Having raced through FireFly (I missed a few), we've turned back to Buffy The Vampire Slayer, Season 1, Disc 1. The stars are just beginning to feel their way, "over-acting" one might say, but the audience needs this too. There's no short-cutting past the awkward first steps, much of the time. There's this period of "tuning in" (lots of feedback cycles).

Hitting the ground running is usually only an option if you've done it before. A lot of this Buffy stuff was original spin, even if the material was Old Europe and well worn. California girl as vampire slayer, what a concept (!) -- way too good to just leave alone, that's for sure. Behind these earnest early performances is a sense of commitment, of wanting to get it right, to get past a pilot phase, when so many shows get yanked (TV can be pretty Darwinian).
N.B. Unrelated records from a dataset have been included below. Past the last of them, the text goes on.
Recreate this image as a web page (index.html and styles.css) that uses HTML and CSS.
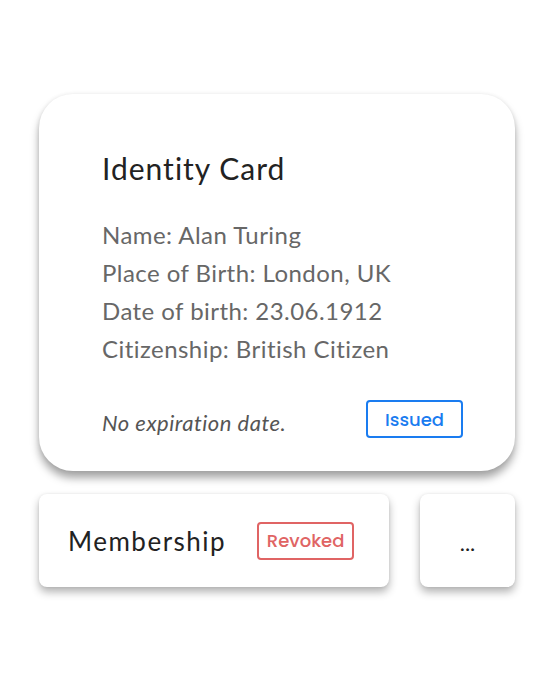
FILE: index.html
```html
<!DOCTYPE html>
<html>
<head>
<meta charset="utf-8">
<link rel="stylesheet" href="styles.css">
</head>
<body>
<div class="stack">
  <div class="card main">
    <h1 class="title">Identity Card</h1>
    <div class="fields">
      <div class="field">Name: Alan Turing</div>
      <div class="field">Place of Birth: London, UK</div>
      <div class="field">Date of birth: 23.06.1912</div>
      <div class="field">Citizenship: British Citizen</div>
    </div>
    <div class="footer">
      <span class="expiry">No expiration date.</span>
      <span class="badge issued">Issued</span>
    </div>
  </div>
  <div class="row">
    <div class="card small member">
      <span class="name">Membership</span>
      <span class="badge revoked">Revoked</span>
    </div>
    <div class="card small more">...</div>
  </div>
</div>
</body>
</html>
```
FILE: styles.css
```css
html, body {
  margin: 0;
  padding: 0;
  background: #fff;
}
body {
  font-family: Lato, "Open Sans", sans-serif;
  width: 554px;
  height: 678px;
}
.stack {
  padding: 94px 0 0 39px;
  width: 476px;
  display: flex;
  flex-direction: column;
  gap: 23px;
}
.card {
  background: #fff;
  box-sizing: border-box;
}
.main {
  height: 377px;
  border-radius: 34px;
  box-shadow: 0 7px 9px rgba(0,0,0,0.35), 0 0 4px rgba(0,0,0,0.08);
  padding: 52px 52px 0 63px;
  display: flex;
  flex-direction: column;
}
.title {
  margin: 0;
  font-weight: 400;
  font-size: 30px;
  letter-spacing: 1px;
  line-height: 44px;
  color: #222;
}
.fields {
  margin-top: 26px;
  display: flex;
  flex-direction: column;
}
.field {
  font-size: 24px;
  letter-spacing: 0.45px;
  line-height: 38px;
  color: #676767;
}
.footer {
  margin-top: 32px;
  display: flex;
  align-items: center;
  justify-content: space-between;
}
.expiry {
  font-style: italic;
  font-size: 22px;
  letter-spacing: 0.5px;
  color: #555;
  padding-top: 6px;
}
.badge {
  font-family: Poppins, "Noto Sans", sans-serif;
  box-sizing: border-box;
  display: inline-flex;
  align-items: center;
  justify-content: center;
  width: 97px;
  height: 38px;
  border: 2px solid;
  border-radius: 4px;
  font-size: 18px;
  font-weight: 500;
}
.issued {
  color: #1a7cf0;
  border-color: #1a7cf0;
}
.revoked {
  color: #e06464;
  border-color: #e06464;
}
.row {
  display: flex;
  gap: 31px;
}
.small {
  height: 93px;
  border-radius: 8px;
  box-shadow: 0 5px 8px rgba(0,0,0,0.3), 0 0 3px rgba(0,0,0,0.08);
  display: flex;
  align-items: center;
}
.member {
  width: 350px;
  padding-left: 29px;
  gap: 31px;
}
.name {
  font-size: 26px;
  letter-spacing: 1.5px;
  color: #222;
}
.more {
  width: 95px;
  justify-content: center;
  font-size: 22px;
  color: #222;
  padding-top: 4px;
}
```
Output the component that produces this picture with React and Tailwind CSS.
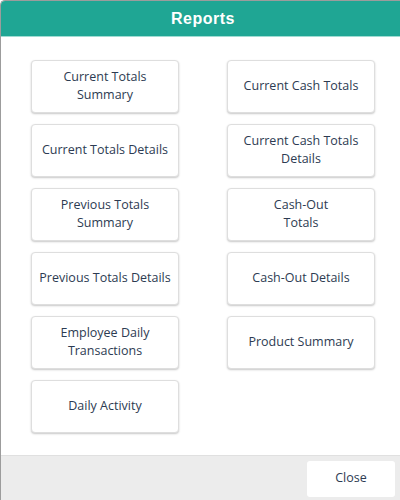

And a lot is fully functional right out of the gate in this series (the start of what was to become a seven year run): we're already dealing quite effectively with teen issues, around popularity, the dynamics of study (everyone runs to dear Willow, our future witch), attraction and repulsion, "raging hormones," various mother-daughter scenarios.

Charisma Carpenter is brilliant at portraying the "mean girl" type in her character Cordellia (see also: Mean Girls). She helps anchor the rest of the cast, as her performance is highly polished and credible.

I originally dove in at the start of 3rd season when I first encountered Buffy in my late 40s, so going back to this early stuff is an eye opener. By the time I come in, it's pretty much over with Angel already. She's ready for Riley and then Spike, who, like Cordellia, really adds to our depth perception (having boyfriends be vampires, with an interlude in the military, was a nice arc).

As a storyboard artist of sorts, I appreciate how on-camera talent needs time to grow into a moving picture. When filming the Ken Kesey novel (highly adapted), the actors got time in a ward of their own, and opportunities to hobnob with patients and staff (all this in a real mental hospital, in Salem, Oregon).

If the story is gripping and well crafted, artists find it within themselves to take ownership of a role. This is what happened in the Buffy series -- an inspiration to aspiring writers like me.